Appellee denied that the bridge was lowered while the steamer was passing through, and accounted for the accident in this way: The steamer, 430 feet long and 50 feet wide, under charge of the two tugs, was being pulled down the river when it came to the bridge, which upon signal opened to its full height. At or near the bridge the river bends, and the front tug, in order to direct the steamer along or near the center of the river, pulled its stern to the west, which resulted in the bow's swinging to the east over and against the east base of the bridge. The rear tug endeavored to prevent this eastern swing of the bow by pulling against it. The result was that the mast and the texas struck the upstanding east leaf of the bridge and were damaged.
To disprove this explanation of appellee, appellant asserts that it was physically impossible for the steamer's mast or its texas to crash the bridge if the east leaf of the bridge were not partially lowered.
While the issue is simple, only a single question being presented, Was the east leaf of the bridge lowered when the steamer passed through? the oral testimony bearing thereon is hopelessly in conflict. Appellant's employees were its witnesses, and they "stood by their ship" to the last man. The city's employees with equal unanimity supported the cause of their employer. There is no possible reconciliation of this contradictory testimony. A half dozen witnesses, all observers of the accident and well positioned to see what took place, said the east leaf of the bridge was lowered, and, on the other hand, appellee's witnesses, equally well stationed to observe it all, said their eyes were glued on the steamer and the bridge at the time and the leaf of the bridge remained unchanged while the steamer passed through.
Were the oral testimony decisive of the question, our decision would be readily reached. The finding of the District Judge, who saw and heard these witnesses, would at once be adopted.
But appellant's argument is built on the so-called physical facts, deductions from which are not capable of refutation, so it says.
In the last analysis its position is reduced to this single proposition: The damage could not have occurred had the bridge not been lowered. If this fact is established, the decree must be reversed.
We have availed ourselves of the practice, permissible in admiralty appeals, of receiving additional evidence in this court. Respecting the facts brought out by this new evidence, the proctors are in complete accord.
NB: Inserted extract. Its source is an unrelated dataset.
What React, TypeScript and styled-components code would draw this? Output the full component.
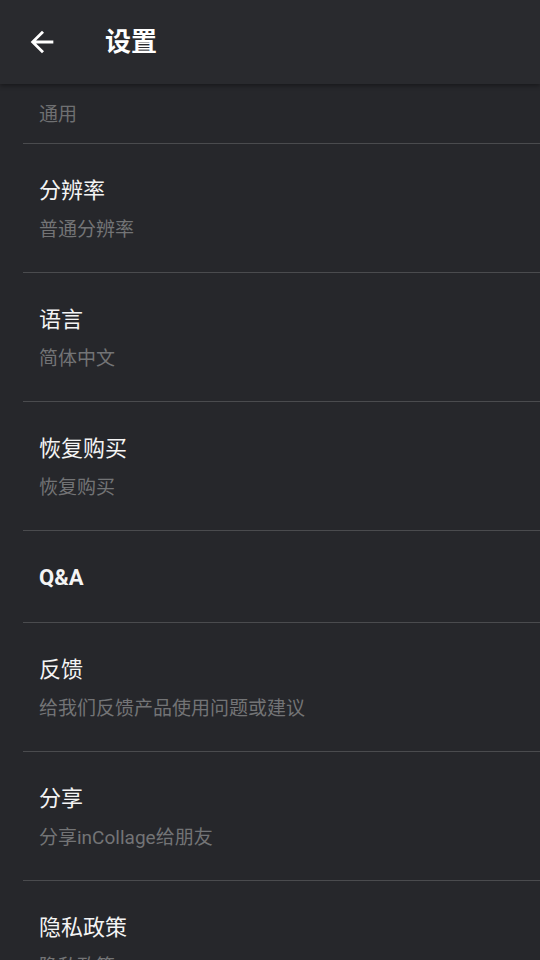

In fact, it might be said that proctors have supplemented the record which was before us by an agreed statement of specific facts.
This additional evidence, while favorable to the appellee, still fails to explain the accident save on the theory that the bridge tender on the east side lowered his leaf of the bridge while the steamer was passing through.
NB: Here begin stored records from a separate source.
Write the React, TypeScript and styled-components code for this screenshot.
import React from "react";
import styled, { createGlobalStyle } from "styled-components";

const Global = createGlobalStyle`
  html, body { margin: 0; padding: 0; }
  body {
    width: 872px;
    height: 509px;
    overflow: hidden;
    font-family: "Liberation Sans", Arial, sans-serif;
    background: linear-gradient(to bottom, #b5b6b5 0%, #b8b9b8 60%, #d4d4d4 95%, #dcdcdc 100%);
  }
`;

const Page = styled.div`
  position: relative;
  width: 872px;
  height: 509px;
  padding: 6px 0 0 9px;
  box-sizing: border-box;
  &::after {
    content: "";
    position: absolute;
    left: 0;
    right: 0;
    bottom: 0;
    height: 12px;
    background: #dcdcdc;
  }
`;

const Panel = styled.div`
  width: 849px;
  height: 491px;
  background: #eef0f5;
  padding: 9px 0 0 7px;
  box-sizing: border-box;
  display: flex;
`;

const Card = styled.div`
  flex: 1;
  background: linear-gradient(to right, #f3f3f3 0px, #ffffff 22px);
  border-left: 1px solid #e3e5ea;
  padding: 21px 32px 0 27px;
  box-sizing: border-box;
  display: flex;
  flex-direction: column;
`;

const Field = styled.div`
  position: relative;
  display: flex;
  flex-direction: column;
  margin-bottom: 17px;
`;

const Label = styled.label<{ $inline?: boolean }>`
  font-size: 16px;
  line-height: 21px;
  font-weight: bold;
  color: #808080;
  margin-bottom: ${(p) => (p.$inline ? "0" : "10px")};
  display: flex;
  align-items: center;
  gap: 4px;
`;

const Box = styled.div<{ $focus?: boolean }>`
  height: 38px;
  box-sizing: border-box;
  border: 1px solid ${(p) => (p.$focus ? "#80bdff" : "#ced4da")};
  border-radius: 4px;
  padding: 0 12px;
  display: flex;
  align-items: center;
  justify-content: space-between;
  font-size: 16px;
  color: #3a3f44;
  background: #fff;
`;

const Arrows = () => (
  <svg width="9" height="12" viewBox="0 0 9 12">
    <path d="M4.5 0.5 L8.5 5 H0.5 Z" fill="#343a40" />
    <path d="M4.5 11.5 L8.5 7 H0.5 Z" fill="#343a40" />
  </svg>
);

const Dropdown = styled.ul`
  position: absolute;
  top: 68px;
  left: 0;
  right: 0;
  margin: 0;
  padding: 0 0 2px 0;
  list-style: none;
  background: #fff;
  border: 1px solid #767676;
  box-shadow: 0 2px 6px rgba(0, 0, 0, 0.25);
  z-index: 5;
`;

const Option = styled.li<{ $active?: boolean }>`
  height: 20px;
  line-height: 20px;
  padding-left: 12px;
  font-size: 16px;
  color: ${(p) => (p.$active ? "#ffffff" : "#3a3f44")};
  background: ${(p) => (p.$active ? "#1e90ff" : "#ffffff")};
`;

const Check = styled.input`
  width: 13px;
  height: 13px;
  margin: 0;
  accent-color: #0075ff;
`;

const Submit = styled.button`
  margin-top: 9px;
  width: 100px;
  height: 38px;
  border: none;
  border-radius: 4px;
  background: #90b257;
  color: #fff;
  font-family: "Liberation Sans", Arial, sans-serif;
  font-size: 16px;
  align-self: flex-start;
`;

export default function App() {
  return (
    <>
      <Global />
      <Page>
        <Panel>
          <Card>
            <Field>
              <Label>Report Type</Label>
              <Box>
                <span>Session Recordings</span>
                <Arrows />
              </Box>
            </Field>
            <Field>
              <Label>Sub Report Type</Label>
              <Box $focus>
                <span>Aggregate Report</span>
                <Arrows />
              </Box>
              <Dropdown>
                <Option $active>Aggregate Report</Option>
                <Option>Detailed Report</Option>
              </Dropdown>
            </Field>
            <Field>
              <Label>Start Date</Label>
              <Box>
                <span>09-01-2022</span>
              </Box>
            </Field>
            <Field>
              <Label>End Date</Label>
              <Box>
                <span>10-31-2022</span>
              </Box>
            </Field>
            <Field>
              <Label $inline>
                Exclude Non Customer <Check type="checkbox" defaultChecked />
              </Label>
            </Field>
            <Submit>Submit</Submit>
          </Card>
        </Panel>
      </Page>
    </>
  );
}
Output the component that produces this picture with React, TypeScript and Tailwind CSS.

The physical facts, the uncontrovertible facts, furnish a mathematical demonstration of the correctness of this conclusion.
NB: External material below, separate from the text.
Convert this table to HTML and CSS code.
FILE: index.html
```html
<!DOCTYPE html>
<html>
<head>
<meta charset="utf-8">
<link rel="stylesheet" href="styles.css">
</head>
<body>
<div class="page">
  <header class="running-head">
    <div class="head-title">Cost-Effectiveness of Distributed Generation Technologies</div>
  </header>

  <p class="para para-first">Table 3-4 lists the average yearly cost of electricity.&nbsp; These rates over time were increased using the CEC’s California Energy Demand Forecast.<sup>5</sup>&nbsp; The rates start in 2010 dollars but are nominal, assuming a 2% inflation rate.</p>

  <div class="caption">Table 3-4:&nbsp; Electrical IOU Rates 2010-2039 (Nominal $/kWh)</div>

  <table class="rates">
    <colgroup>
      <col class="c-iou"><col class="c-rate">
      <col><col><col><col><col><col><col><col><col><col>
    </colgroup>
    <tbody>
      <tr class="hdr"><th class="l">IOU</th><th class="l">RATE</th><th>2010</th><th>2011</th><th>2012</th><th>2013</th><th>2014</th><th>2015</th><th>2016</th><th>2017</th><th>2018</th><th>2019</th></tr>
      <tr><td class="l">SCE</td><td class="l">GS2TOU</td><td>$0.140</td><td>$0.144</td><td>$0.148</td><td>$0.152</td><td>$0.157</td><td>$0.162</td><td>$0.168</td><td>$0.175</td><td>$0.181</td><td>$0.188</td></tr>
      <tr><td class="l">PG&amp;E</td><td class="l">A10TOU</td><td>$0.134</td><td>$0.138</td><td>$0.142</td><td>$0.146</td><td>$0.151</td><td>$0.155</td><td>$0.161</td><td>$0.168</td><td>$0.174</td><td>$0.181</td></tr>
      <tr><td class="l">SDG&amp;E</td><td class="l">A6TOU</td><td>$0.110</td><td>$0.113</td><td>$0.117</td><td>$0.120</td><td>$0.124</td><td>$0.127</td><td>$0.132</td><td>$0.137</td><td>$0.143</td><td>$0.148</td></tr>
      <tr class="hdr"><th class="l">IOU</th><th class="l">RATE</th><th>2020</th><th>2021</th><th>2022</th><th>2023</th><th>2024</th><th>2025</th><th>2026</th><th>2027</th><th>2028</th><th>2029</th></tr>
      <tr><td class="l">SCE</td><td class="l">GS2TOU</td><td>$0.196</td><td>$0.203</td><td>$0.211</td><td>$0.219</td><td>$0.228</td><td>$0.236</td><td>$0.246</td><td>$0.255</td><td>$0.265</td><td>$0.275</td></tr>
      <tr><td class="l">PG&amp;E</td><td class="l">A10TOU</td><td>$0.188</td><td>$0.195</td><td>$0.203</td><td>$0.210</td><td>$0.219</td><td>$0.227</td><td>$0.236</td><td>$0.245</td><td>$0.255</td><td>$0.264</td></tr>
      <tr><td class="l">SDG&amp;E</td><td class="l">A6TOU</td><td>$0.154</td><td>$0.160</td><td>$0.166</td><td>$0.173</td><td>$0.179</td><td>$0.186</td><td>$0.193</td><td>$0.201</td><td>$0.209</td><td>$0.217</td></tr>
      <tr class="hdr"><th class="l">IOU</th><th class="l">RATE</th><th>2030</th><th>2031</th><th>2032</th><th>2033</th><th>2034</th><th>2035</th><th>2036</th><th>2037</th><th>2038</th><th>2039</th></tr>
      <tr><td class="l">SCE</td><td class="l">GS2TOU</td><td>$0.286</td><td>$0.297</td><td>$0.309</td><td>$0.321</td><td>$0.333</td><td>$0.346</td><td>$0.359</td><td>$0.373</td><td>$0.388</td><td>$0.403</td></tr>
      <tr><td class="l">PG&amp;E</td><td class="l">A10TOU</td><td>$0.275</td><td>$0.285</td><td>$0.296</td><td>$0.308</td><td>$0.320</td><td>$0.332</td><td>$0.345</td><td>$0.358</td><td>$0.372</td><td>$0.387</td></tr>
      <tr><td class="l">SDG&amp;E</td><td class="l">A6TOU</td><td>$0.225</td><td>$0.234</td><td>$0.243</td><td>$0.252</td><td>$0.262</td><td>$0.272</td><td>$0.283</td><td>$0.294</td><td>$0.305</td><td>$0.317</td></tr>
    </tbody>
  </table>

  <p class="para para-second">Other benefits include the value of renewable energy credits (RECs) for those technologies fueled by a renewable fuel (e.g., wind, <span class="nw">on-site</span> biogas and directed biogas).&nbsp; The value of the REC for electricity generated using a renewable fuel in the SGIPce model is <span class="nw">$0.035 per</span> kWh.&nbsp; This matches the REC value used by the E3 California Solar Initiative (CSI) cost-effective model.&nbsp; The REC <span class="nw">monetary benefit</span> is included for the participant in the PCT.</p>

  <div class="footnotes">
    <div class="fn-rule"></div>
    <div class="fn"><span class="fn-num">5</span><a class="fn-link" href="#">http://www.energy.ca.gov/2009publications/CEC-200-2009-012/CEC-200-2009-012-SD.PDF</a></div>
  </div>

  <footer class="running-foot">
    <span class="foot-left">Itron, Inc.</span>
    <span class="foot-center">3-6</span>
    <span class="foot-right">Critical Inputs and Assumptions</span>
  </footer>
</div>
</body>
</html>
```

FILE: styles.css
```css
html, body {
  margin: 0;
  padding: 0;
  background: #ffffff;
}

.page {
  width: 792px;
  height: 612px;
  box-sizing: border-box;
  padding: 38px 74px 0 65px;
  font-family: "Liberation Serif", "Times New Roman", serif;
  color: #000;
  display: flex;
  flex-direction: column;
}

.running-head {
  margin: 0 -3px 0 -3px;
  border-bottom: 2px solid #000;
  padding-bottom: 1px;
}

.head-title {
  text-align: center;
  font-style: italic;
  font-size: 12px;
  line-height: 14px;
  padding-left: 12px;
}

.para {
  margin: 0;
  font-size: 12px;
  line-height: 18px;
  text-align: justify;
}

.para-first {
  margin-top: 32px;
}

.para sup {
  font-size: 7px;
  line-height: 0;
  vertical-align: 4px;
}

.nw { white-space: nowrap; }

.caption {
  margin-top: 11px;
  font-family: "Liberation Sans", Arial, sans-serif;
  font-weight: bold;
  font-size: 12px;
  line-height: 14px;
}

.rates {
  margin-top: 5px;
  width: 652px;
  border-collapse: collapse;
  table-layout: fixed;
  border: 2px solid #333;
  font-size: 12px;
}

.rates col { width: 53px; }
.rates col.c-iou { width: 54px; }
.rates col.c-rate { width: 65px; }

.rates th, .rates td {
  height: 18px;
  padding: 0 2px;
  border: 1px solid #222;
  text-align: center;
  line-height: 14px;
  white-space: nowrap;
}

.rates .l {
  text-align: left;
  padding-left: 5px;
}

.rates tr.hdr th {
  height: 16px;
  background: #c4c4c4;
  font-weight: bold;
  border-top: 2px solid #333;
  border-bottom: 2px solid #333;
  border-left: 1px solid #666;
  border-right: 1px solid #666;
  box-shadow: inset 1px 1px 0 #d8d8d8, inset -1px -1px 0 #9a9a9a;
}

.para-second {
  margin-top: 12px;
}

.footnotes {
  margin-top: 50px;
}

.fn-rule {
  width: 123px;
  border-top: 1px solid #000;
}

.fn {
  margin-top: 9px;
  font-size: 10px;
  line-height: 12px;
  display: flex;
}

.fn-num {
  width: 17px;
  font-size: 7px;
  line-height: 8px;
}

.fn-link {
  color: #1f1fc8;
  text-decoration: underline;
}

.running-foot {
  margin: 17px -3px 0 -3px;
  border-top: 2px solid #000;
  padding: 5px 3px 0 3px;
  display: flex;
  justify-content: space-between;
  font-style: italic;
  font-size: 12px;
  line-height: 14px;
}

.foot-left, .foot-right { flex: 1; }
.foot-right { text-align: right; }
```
The peak of the mast was about 80 feet above the water level. The bridge extended up about an equal height. The angle of the leaf of the bridge was 71° when wide open; in other words, it was only 19° from being vertical. It was agreed that the bridge was in the first instance open to its greatest height.
It was further agreed that the steamer was on even keel as it passed through the bridge and that there was no listing toward the bridge. There was a dispute in the testimony as to the nearness of the steamer to the abutment of the bridge. We have, for the purpose of the argument, accepted appellee's contention that the steamer scraped the wall of the abutment at the time of the collision.
It was likewise agreed that, in view of the location of the mast on the deck of the steamer, the peak of the bridge would have missed the mast if the angle of the bridge were 71°; in other words, the bridge could not have struck the mast unless it was lowered to an angle of 65° or less.
These facts appearing, the conclusion that the bridge must have been lowered is inescapable.
We conclude, therefore, that the east leaf of the bridge was lowered before the steamer had completely passed through, and, because of its having been lowered, the collision occurred. This conclusion is further confirmed by the fact that the city's employee who operated the east leaf of the bridge did not appear as a witness in the case, and his absence was unexplained.
The decree is reversed, with directions that the District Court ascertain the extent of appellant's damages, and, when such damages are ascertained, enter a decree in appellant's favor for the damages thus found.